Two things are obvious: 1) there is no way to reduce risk to zero, and 2) implementing those protocols and conducting races only makes sense if other external factors (e.g. infection rate, hospital capacity utilization) are not at critical levels.
To assist the NSCF BOD in determining the optimal course of action for the welfare of the club and its members and other event participants, and advisory group was formed to discuss the conditions and protocols under which it might be possible to conduct an event without undue risk, AND to evaluate external conditions to see if they excluded the possibility of conducting races in a responsible manner. This group included three physicians, a representative of Nordic Ski Patrol, an EMT/Outdoor Responder and key members of the NSCF’s race crew.

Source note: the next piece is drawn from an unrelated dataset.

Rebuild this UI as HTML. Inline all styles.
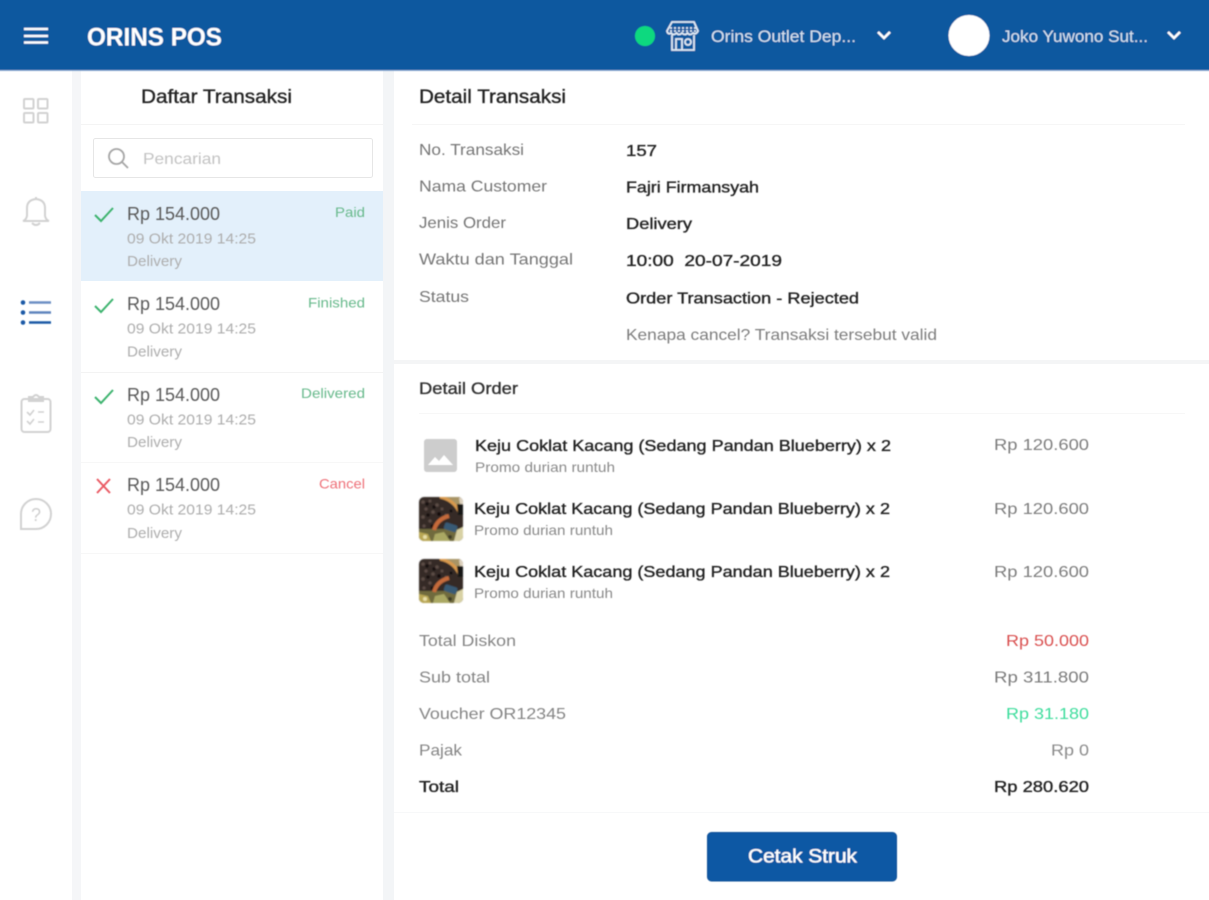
<!DOCTYPE html>
<html><head><meta charset="utf-8"><title>Orins POS</title>
<style>
html,body{margin:0;padding:0;background:#fff;width:1209px;height:900px;overflow:hidden}
svg{display:block;position:absolute;left:0;top:0}
text{font-family:"Liberation Sans",sans-serif}
.m{stroke:currentColor;stroke-width:.35}
</style></head><body>
<svg width="1209" height="900" viewBox="0 0 1209 900" xmlns="http://www.w3.org/2000/svg">
<defs><filter id="b" x="-2%" y="-2%" width="104%" height="104%"><feGaussianBlur stdDeviation="0.55"/></filter>
<filter id="p" x="-5%" y="-5%" width="110%" height="110%"><feGaussianBlur stdDeviation="0.8"/></filter>
<clipPath id="c"><rect x="0" y="0" width="44" height="44" rx="5"/></clipPath>
<g id="ph"><g clip-path="url(#c)">
<rect width="44" height="44" fill="#342a26"/>
<rect x="0" y="32" width="44" height="12" fill="#6f6a3c"/>
<path d="M0 35l9 2 3 7H0z" fill="#b8a652"/>
<path d="M20 0h24v10l-4 8q-4-12-20-18z" fill="#a89465"/>
<path d="M21 0q15 3 20 17" fill="none" stroke="#d99a4e" stroke-width="3"/>
<path d="M38 7h6v11h-5z" fill="#121317"/>
<path d="M40 1h4v6h-3z" fill="#ddd2bf"/>
<g fill="#5b4c44"><circle cx="4" cy="5" r="1.800"/><circle cx="11" cy="4" r="1.500"/><circle cx="18" cy="8" r="1.800"/><circle cx="7" cy="12" r="1.600"/><circle cx="14" cy="15" r="1.800"/><circle cx="23" cy="12" r="1.500"/><circle cx="4" cy="20" r="1.800"/><circle cx="11" cy="24" r="1.600"/><circle cx="27" cy="18" r="1.400"/><circle cx="5" cy="29" r="1.600"/></g>
<g fill="#17110f"><circle cx="8" cy="7" r="1.700"/><circle cx="15" cy="10" r="1.700"/><circle cx="20" cy="17" r="2"/><circle cx="9" cy="18" r="1.800"/><circle cx="32" cy="14" r="1.600"/><circle cx="13" cy="29" r="1.600"/></g>
<path d="M15 33q3-11 15-14" fill="none" stroke="#c56a3a" stroke-width="4"/>
<rect x="25" y="27" width="13" height="7" rx="2" fill="#385a74" transform="rotate(18 32 31)"/>
<path d="M38 33l6-3v14h-9z" fill="#d8d1a4"/>
<path d="M16 37l9-2 6 9H14z" fill="#aaa864"/>
<circle cx="31" cy="40" r="2" fill="#3c3a26"/><circle cx="6" cy="40" r="2" fill="#e8dfa8"/>
</g></g></defs>

<rect width="1209" height="900" fill="#fff"/>
<rect x="72" y="70" width="9" height="830" fill="#f5f6f8"/>
<rect x="383" y="70" width="11" height="830" fill="#f3f5f7"/>
<rect x="81" y="191" width="302" height="90" fill="#e3f0fb"/>
<rect x="81" y="124" width="302" height="1" fill="#f4f4f4"/>
<rect x="81" y="372" width="302" height="1" fill="#f3f3f3"/>
<rect x="81" y="462" width="302" height="1" fill="#f7f7f7"/>
<rect x="81" y="553" width="302" height="1" fill="#f7f7f7"/>
<rect x="412" y="124" width="773" height="1" fill="#f6f6f6"/>
<rect x="394" y="360" width="815" height="4" fill="#f4f5f6"/>
<rect x="419" y="413" width="766" height="1" fill="#f7f7f7"/>
<rect x="394" y="812" width="815" height="1" fill="#f7f8f9"/>
<rect x="93.500" y="138.500" width="279" height="39" rx="2" fill="#fff" stroke="#e6e6e6"/>

<g filter="url(#b)">
<rect x="-5" y="-5" width="1219" height="75" fill="#10599f"/>
<rect x="-5" y="70" width="1219" height="1" fill="#8fb0d6"/>
<path d="M24 29h24M24 36h24M24 42.500h24" stroke="#fff" stroke-width="2.600"/>
<text x="87" y="45.500" font-size="25" font-weight="700" fill="#fff" textLength="135" lengthAdjust="spacingAndGlyphs">ORINS POS</text>
<circle cx="645" cy="36" r="10" fill="#10d97f"/>
<g fill="none" stroke="#dfe9f4" stroke-width="1.800">
<path d="M672 22h22l4 9q-2 4-5 2-3 3-5.500 0-2.500 3-5.500 0-3 3-5.500 0-3 3-5.500 0-3 2-4-2z"/>
<path d="M672 35v15h22V35"/>
<path d="M676 50V39h6v11"/><circle cx="688" cy="42" r="3"/>
<path d="M670 28h26M670 31h26" stroke-dasharray="2 2"/>
</g>
<text x="711" y="42" font-size="16.500" fill="#d5e2f0" textLength="145" lengthAdjust="spacingAndGlyphs">Orins Outlet Dep...</text>
<path d="M878 32l6 6 6-6" fill="none" stroke="#fff" stroke-width="2.500"/>
<circle cx="969" cy="35.500" r="20.500" fill="#fff"/>
<text x="1002" y="42" font-size="16.500" fill="#d5e2f0" textLength="146" lengthAdjust="spacingAndGlyphs">Joko Yuwono Sut...</text>
<path d="M1168 32l6 6 6-6" fill="none" stroke="#fff" stroke-width="2.500"/>

<g fill="none" stroke="#d2d2d2" stroke-width="2">
<rect x="24" y="99" width="9.500" height="9.500" rx="1"/><rect x="38" y="99" width="9.500" height="9.500" rx="1"/>
<rect x="24" y="113" width="9.500" height="9.500" rx="1"/><rect x="38" y="113" width="9.500" height="9.500" rx="1"/>
<path d="M23 221h26q-3-1-4-5v-8q0-8-9-9-9 1-9 9v8q-1 4-4 5zM36 199v-2M32 223q4 4 8 0"/>
<rect x="21.500" y="399" width="29" height="33" rx="3"/><path d="M29 401v-4h4q3-4 6 0h4v4z"/>
<path d="M27 412l3 3 4-5M38 412h6M27 421l3 3 4-5M38 422h6" stroke-width="1.600"/>
<path d="M21 529V514a15 15 0 1 1 15 15z"/>
</g>
<text x="31" y="521" font-size="18" fill="#cfcfcf">?</text>
<g fill="#1d5aa6"><circle cx="23" cy="302.500" r="2.300"/><circle cx="23" cy="312.500" r="2.300"/><circle cx="23" cy="322.500" r="2.300"/></g>
<path d="M29 302.500h22" stroke="#6d8fc4" stroke-width="2.400"/><path d="M29 312.500h22" stroke="#5f84bd" stroke-width="2.400"/><path d="M29 322.500h22" stroke="#1d5aa6" stroke-width="2.400"/>

<text x="141" y="103" font-size="19" fill="#222" color="#222" class="m" textLength="151" lengthAdjust="spacingAndGlyphs">Daftar Transaksi</text>
<circle cx="116.500" cy="156.500" r="7.500" fill="none" stroke="#a5a5a5" stroke-width="1.800"/><path d="M122 162l6 6" stroke="#a5a5a5" stroke-width="1.800"/>
<text x="143" y="164" font-size="16" fill="#c2c2c2" textLength="78" lengthAdjust="spacingAndGlyphs">Pencarian</text>

<path d="M95 215l6 6 12-13" fill="none" stroke="#3db36e" stroke-width="2"/>
<path d="M95 306l6 6 12-13" fill="none" stroke="#3db36e" stroke-width="2"/>
<path d="M95 397l6 6 12-13" fill="none" stroke="#3db36e" stroke-width="2"/>
<path d="M97 479l13 14M110 479l-13 14" fill="none" stroke="#ea5a64" stroke-width="2"/>

<g fill="#5a5a5a" font-size="18">
<text x="127" y="220" textLength="93" lengthAdjust="spacingAndGlyphs">Rp 154.000</text>
<text x="127" y="310" textLength="93" lengthAdjust="spacingAndGlyphs">Rp 154.000</text>
<text x="127" y="401" textLength="93" lengthAdjust="spacingAndGlyphs">Rp 154.000</text>
<text x="127" y="491" textLength="93" lengthAdjust="spacingAndGlyphs">Rp 154.000</text>
</g>
<g fill="#adadad" font-size="15">
<text x="127" y="243.500" textLength="129" lengthAdjust="spacingAndGlyphs">09 Okt 2019 14:25</text>
<text x="127" y="333.500" textLength="129" lengthAdjust="spacingAndGlyphs">09 Okt 2019 14:25</text>
<text x="127" y="424.500" textLength="129" lengthAdjust="spacingAndGlyphs">09 Okt 2019 14:25</text>
<text x="127" y="514.500" textLength="129" lengthAdjust="spacingAndGlyphs">09 Okt 2019 14:25</text>
<text x="127" y="266" textLength="55" lengthAdjust="spacingAndGlyphs">Delivery</text>
<text x="127" y="356.500" textLength="55" lengthAdjust="spacingAndGlyphs">Delivery</text>
<text x="127" y="447" textLength="55" lengthAdjust="spacingAndGlyphs">Delivery</text>
<text x="127" y="538" textLength="55" lengthAdjust="spacingAndGlyphs">Delivery</text>
</g>
<g font-size="14" fill="#68b98c">
<text x="335" y="217" textLength="30" lengthAdjust="spacingAndGlyphs">Paid</text>
<text x="308" y="307.500" textLength="57" lengthAdjust="spacingAndGlyphs">Finished</text>
<text x="301" y="398" textLength="64" lengthAdjust="spacingAndGlyphs">Delivered</text>
<text x="319" y="488.500" fill="#ee7078" textLength="46" lengthAdjust="spacingAndGlyphs">Cancel</text>
</g>

<text x="419" y="103" font-size="19" fill="#222" color="#222" class="m" textLength="147" lengthAdjust="spacingAndGlyphs">Detail Transaksi</text>
<g font-size="16" fill="#767676">
<text x="419" y="155" textLength="105" lengthAdjust="spacingAndGlyphs">No. Transaksi</text>
<text x="419" y="191.500" textLength="128" lengthAdjust="spacingAndGlyphs">Nama Customer</text>
<text x="419" y="228" textLength="87" lengthAdjust="spacingAndGlyphs">Jenis Order</text>
<text x="419" y="264.500" textLength="154" lengthAdjust="spacingAndGlyphs">Waktu dan Tanggal</text>
<text x="419" y="302" textLength="50" lengthAdjust="spacingAndGlyphs">Status</text>
</g>
<g font-size="16" fill="#222" color="#222" class="m">
<text x="626" y="156" textLength="31" lengthAdjust="spacingAndGlyphs">157</text>
<text x="626" y="192.500" textLength="133" lengthAdjust="spacingAndGlyphs">Fajri Firmansyah</text>
<text x="626" y="229" textLength="66" lengthAdjust="spacingAndGlyphs">Delivery</text>
<text x="626" y="266" textLength="156" lengthAdjust="spacingAndGlyphs" xml:space="preserve">10:00  20-07-2019</text>
<text x="626" y="303.500" textLength="233" lengthAdjust="spacingAndGlyphs">Order Transaction - Rejected</text>
</g>
<text x="626" y="340" font-size="16" fill="#7d7d7d" textLength="311" lengthAdjust="spacingAndGlyphs">Kenapa cancel? Transaksi tersebut valid</text>
<text x="419" y="394" font-size="16.500" fill="#333" color="#333" class="m" textLength="99" lengthAdjust="spacingAndGlyphs">Detail Order</text>

<g font-size="16" fill="#222" color="#222" class="m">
<text x="475" y="451" textLength="416" lengthAdjust="spacingAndGlyphs">Keju Coklat Kacang (Sedang Pandan Blueberry) x 2</text>
<text x="474" y="514" textLength="416" lengthAdjust="spacingAndGlyphs">Keju Coklat Kacang (Sedang Pandan Blueberry) x 2</text>
<text x="474" y="577" textLength="416" lengthAdjust="spacingAndGlyphs">Keju Coklat Kacang (Sedang Pandan Blueberry) x 2</text>
</g>
<g font-size="14" fill="#8a8a8a">
<text x="475" y="472" textLength="140" lengthAdjust="spacingAndGlyphs">Promo durian runtuh</text>
<text x="474" y="535" textLength="139" lengthAdjust="spacingAndGlyphs">Promo durian runtuh</text>
<text x="474" y="598" textLength="139" lengthAdjust="spacingAndGlyphs">Promo durian runtuh</text>
</g>
<g font-size="16" fill="#7d7d7d">
<text x="994" y="450" textLength="95" lengthAdjust="spacingAndGlyphs">Rp 120.600</text>
<text x="994" y="514" textLength="95" lengthAdjust="spacingAndGlyphs">Rp 120.600</text>
<text x="994" y="577" textLength="95" lengthAdjust="spacingAndGlyphs">Rp 120.600</text>
</g>
<rect x="424" y="439" width="33" height="33" rx="3" fill="#cdcdcd"/>
<path d="M428 465l7-8 4 4 5-6 9 10z" fill="#fff"/>

<g font-size="16" fill="#858585">
<text x="419" y="646" textLength="97" lengthAdjust="spacingAndGlyphs">Total Diskon</text>
<text x="419" y="682.500" textLength="71" lengthAdjust="spacingAndGlyphs">Sub total</text>
<text x="419" y="719" textLength="147" lengthAdjust="spacingAndGlyphs">Voucher OR12345</text>
<text x="419" y="755.500" textLength="43" lengthAdjust="spacingAndGlyphs">Pajak</text>
</g>
<text x="419" y="792" font-size="16" fill="#222" color="#222" class="m" textLength="40" lengthAdjust="spacingAndGlyphs">Total</text>
<g font-size="16">
<text x="1006" y="646" fill="#d9504f" textLength="83" lengthAdjust="spacingAndGlyphs">Rp 50.000</text>
<text x="994" y="682.500" fill="#7a7a7a" textLength="95" lengthAdjust="spacingAndGlyphs">Rp 311.800</text>
<text x="1006" y="719" fill="#3edd9c" textLength="83" lengthAdjust="spacingAndGlyphs">Rp 31.180</text>
<text x="1051" y="755.500" fill="#8a8a8a" textLength="38" lengthAdjust="spacingAndGlyphs">Rp 0</text>
<text x="994" y="792" fill="#222" color="#222" class="m" textLength="95" lengthAdjust="spacingAndGlyphs">Rp 280.620</text>
</g>

<rect x="707.500" y="832.500" width="189" height="48.500" rx="4" fill="#1159a4" stroke="#0d4f97"/>
<text x="748" y="862.500" font-size="19" fill="#fff" color="#fff" class="m" textLength="109" lengthAdjust="spacingAndGlyphs">Cetak Struk</text>
</g>

<g filter="url(#p)">
<use href="#ph" x="419" y="497"/>
<use href="#ph" x="419" y="559"/>
</g>
</svg>
</body></html>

Between the first and second meetings of this group, two things happened: 1) a patient from a rural area who would normally have been sent to hospital in Anchorage was sent instead to Fairbanks, due to Anchorage’s lack of capacity; 2) Governor Dunleavy issued an emergency declaration the basic thrust of which was that every resident of the state needs to hunker down, to the extent practicable, for the next 3-4 weeks.
In light of those two events, and given the rapidly rising infection and hospitalization curves, the NSCF has determined that there should be no in-person competition events through the remainder of 2020.

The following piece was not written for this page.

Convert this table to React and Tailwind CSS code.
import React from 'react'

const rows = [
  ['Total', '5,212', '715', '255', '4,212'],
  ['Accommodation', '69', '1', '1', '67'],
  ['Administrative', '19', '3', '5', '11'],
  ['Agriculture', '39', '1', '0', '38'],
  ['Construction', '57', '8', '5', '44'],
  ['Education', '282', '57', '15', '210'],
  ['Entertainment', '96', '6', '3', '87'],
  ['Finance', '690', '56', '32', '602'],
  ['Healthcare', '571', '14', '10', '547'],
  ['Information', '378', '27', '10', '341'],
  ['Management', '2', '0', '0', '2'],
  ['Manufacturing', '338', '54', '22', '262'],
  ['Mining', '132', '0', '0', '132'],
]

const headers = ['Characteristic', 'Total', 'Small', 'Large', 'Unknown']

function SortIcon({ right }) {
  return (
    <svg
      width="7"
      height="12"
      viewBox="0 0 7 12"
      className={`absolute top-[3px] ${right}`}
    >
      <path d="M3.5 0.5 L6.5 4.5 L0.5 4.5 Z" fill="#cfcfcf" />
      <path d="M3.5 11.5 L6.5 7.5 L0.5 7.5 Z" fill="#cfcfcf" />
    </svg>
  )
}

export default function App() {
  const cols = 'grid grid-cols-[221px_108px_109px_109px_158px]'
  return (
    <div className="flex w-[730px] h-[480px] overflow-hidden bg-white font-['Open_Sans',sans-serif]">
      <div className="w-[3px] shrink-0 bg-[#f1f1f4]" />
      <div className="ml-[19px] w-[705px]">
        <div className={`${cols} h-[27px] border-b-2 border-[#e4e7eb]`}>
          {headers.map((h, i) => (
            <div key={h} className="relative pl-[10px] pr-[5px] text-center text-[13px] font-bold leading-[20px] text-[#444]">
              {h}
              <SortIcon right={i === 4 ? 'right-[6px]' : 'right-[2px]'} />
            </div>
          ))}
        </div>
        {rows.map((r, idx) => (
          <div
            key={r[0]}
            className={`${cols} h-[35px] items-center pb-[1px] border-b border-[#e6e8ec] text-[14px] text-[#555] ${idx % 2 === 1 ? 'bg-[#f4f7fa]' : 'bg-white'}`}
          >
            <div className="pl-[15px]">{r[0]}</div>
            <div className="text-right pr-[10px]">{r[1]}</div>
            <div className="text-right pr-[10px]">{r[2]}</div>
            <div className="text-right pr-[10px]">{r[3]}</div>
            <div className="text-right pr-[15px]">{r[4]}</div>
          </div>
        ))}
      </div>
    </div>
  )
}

However, because we believe that it is important that we encourage people – especially young people – to get outdoors and exercise during this unusual time, and because we know that organized competition is motivational for a number of people of all ages, the NSCF will organize “virtual” events at Birch Hill on the weekends scheduled for races, beginning with this coming weekend (November 21-22).

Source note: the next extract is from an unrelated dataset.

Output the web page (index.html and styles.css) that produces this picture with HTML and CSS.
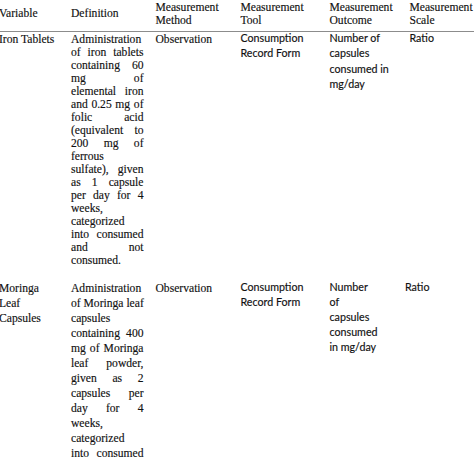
FILE: index.html
```html
<!DOCTYPE html>
<html>
<head>
<meta charset="utf-8">
<link rel="stylesheet" href="styles.css">
</head>
<body>
<div class="table">
  <div class="row head">
    <div class="cell">Variable</div>
    <div class="cell">Definition</div>
    <div class="cell">Measurement<br>Method</div>
    <div class="cell">Measurement<br>Tool</div>
    <div class="cell">Measurement<br>Outcome</div>
    <div class="cell">Measurement<br>Scale</div>
  </div>
  <div class="row body r1">
    <div class="cell serif">Iron Tablets</div>
    <div class="cell serif def">
      <span class="ln">Administration</span>
      <span class="ln">of iron tablets</span>
      <span class="ln">containing 60</span>
      <span class="ln">mg of</span>
      <span class="ln">elemental iron</span>
      <span class="ln">and 0.25 mg of</span>
      <span class="ln">folic acid</span>
      <span class="ln">(equivalent to</span>
      <span class="ln">200 mg of</span>
      <span class="ln">ferrous</span>
      <span class="ln">sulfate), given</span>
      <span class="ln">as 1 capsule</span>
      <span class="ln">per day for 4</span>
      <span class="ln">weeks,</span>
      <span class="ln">categorized</span>
      <span class="ln">into consumed</span>
      <span class="ln">and not</span>
      <span class="ln">consumed.</span>
    </div>
    <div class="cell serif">Observation</div>
    <div class="cell sans">Consumption<br>Record Form</div>
    <div class="cell sans">Number of<br>capsules<br>consumed in<br>mg/day</div>
    <div class="cell sans">Ratio</div>
  </div>
  <div class="row body r2">
    <div class="cell serif">Moringa<br>Leaf<br>Capsules</div>
    <div class="cell serif def">
      <span class="ln">Administration</span>
      <span class="ln">of Moringa leaf</span>
      <span class="ln">capsules</span>
      <span class="ln">containing 400</span>
      <span class="ln">mg of Moringa</span>
      <span class="ln">leaf powder,</span>
      <span class="ln">given as 2</span>
      <span class="ln">capsules per</span>
      <span class="ln">day for 4</span>
      <span class="ln">weeks,</span>
      <span class="ln">categorized</span>
      <span class="ln">into consumed</span>
    </div>
    <div class="cell serif">Observation</div>
    <div class="cell sans">Consumption<br>Record Form</div>
    <div class="cell sans">Number<br>of<br>capsules<br>consumed<br>in mg/day</div>
    <div class="cell sans">Ratio</div>
  </div>
</div>
</body>
</html>
```

FILE: styles.css
```css
html, body {
  margin: 0;
  padding: 0;
  background: #ffffff;
  overflow: hidden;
  height: 462px;
}

.table {
  margin-left: -1px;
  color: #111111;
  font-family: "Liberation Serif", "Times New Roman", serif;
  font-size: 11.6px;
  -webkit-text-stroke: 0.15px #111111;
}

.row {
  display: grid;
  grid-template-columns: 72px 84.5px 85px 89px 80px 1fr;
}

.head {
  height: 27px;
  align-items: center;
  line-height: 13px;
  padding-bottom: 4px;
  border-bottom: 1.5px solid #8c8c8c;
}

.body {
  align-items: start;
}

.r1 .serif {
  line-height: 13px;
  padding-top: 1px;
}

.r1 .sans {
  line-height: 15.3px;
  margin-top: -2px;
}

.r2 {
  margin-top: 14px;
  grid-template-columns: 72px 84.5px 85px 89px 75.5px 1fr;
}

.r2 .serif {
  line-height: 15px;
}

.r2 .sans {
  line-height: 15px;
  margin-top: -2px;
}

.serif {
  font-family: "Liberation Serif", "Times New Roman", serif;
}

.sans {
  font-family: Lato, "Liberation Sans", sans-serif;
  font-size: 10.7px;
}

.def {
  width: 72.5px;
}

.ln {
  display: block;
  text-align: justify;
  text-align-last: justify;
  white-space: nowrap;
}
```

Because this is happening on short notice, please be patient as we do a bit of scrambling to put together an event that is sufficiently attractive to draw meaningful participation, while being practical from the standpoint of not exposing any volunteers or staff to increased risk of infection. There is a lot to think about to make this happen.
The advisory group will meet again (more than once) in the next several weeks to evaluate conditions in the local community and the state to see if that policy should be extended beyond January 1, 2021, or, if there is a substantial favorable change in conditions, to begin, on a cautious basis, implementing all possible mitigation protocols, to begin to once again hold in-person competitions.
We believe strongly that it is important that we follow a process in making these decisions, and that it makes sense to periodically evaluate conditions and adjust policies accordingly, rather than simply make a blanket decision for the entire season when no one knows how conditions will change over that timeframe.
Organizing races has been a major part of the club’s mission since the club’s inception in the 1960’s. We know that there are many members of the club, and the greater ski community, who are motivated by competition. We believe that if conditions improve to the point where the risk mitigation protocols reduce the risk to levels deemed acceptable by the NSCF BOD, we should provide to our membership the option to participate in organized, in-person events. Absent that improvement, there is no reason to create greater risk by holding and in-person event when conditions don’t warrant it.
The NSCF, above all, desires to ensure the safety, health and well-being of its membership and the greater Fairbanks ski community: racers, volunteers, coaches, parents, etc. The NSCF will only resume organizing in-person events when it can be done without an unreasonable risk to the health of participants.